**Exercise task:**
Find all lines in the listing that include the word "components", then copy them.

**Records shown:**

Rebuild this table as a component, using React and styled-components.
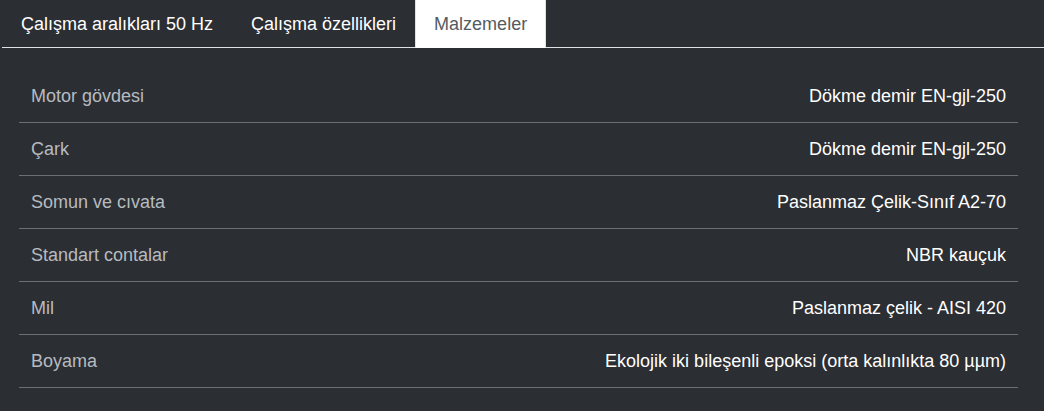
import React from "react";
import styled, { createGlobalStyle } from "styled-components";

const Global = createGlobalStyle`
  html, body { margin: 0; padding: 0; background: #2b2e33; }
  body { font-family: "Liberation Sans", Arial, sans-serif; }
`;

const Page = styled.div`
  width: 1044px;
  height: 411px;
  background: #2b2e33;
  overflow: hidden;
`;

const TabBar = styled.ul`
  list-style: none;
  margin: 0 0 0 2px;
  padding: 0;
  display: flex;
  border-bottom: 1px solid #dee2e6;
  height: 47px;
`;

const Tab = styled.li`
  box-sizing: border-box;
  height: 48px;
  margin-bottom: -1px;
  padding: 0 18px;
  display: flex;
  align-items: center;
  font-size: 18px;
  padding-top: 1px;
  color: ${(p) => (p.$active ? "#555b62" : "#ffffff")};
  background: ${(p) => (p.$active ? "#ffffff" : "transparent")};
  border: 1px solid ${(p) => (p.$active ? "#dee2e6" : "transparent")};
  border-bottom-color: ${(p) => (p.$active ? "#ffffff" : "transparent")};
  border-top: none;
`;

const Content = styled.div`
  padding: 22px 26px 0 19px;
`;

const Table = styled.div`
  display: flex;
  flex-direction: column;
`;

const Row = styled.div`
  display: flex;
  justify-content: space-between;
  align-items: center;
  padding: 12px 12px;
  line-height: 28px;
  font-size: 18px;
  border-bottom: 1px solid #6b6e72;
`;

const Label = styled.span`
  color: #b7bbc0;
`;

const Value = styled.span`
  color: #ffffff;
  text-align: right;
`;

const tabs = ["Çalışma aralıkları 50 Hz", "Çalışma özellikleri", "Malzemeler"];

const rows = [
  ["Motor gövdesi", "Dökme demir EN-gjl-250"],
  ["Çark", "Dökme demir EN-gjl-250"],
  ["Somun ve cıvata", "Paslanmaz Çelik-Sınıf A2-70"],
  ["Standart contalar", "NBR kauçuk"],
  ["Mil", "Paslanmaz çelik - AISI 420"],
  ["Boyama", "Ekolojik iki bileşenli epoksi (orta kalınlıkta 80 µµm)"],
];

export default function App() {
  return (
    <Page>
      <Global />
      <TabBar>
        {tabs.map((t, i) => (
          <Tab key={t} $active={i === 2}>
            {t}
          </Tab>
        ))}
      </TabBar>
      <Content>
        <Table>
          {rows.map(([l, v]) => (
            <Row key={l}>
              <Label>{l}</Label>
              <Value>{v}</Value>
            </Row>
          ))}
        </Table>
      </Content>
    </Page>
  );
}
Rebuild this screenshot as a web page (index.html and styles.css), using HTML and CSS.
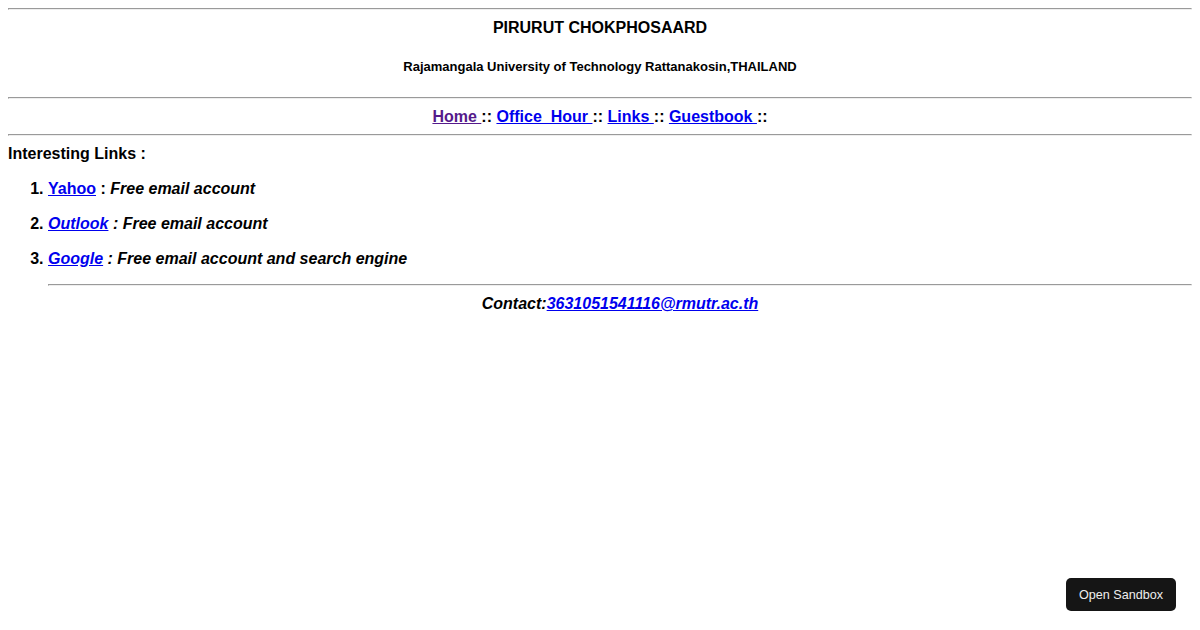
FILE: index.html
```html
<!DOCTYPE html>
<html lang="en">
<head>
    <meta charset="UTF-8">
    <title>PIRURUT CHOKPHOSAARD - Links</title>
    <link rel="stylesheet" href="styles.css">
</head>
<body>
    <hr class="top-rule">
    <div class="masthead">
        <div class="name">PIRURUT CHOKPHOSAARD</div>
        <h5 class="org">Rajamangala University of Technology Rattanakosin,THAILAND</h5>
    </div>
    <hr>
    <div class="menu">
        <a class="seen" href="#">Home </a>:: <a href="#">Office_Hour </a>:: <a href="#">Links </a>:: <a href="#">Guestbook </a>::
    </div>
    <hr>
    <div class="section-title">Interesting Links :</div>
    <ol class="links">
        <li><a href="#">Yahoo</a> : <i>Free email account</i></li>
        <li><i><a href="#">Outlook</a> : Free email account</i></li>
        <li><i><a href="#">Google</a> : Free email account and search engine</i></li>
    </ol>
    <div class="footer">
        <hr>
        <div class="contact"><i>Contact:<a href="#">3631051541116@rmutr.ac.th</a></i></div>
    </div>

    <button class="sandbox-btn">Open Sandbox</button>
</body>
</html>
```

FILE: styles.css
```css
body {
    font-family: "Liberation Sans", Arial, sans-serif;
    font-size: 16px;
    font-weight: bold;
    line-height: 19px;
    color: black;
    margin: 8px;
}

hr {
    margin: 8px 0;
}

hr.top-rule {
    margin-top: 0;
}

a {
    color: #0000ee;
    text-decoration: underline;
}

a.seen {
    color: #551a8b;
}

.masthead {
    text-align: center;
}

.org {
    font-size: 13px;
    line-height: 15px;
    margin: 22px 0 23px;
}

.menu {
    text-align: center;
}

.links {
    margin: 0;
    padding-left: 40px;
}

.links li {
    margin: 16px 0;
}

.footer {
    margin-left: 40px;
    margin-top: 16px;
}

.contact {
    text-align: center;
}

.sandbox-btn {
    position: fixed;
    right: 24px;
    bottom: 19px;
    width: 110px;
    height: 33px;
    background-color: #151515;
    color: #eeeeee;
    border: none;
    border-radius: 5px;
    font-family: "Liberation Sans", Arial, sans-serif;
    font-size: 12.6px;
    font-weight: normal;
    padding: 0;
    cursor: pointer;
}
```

**Output:**
Rebuild this table as a component, using React and styled-components.
import styled, { createGlobalStyle } from "styled-components";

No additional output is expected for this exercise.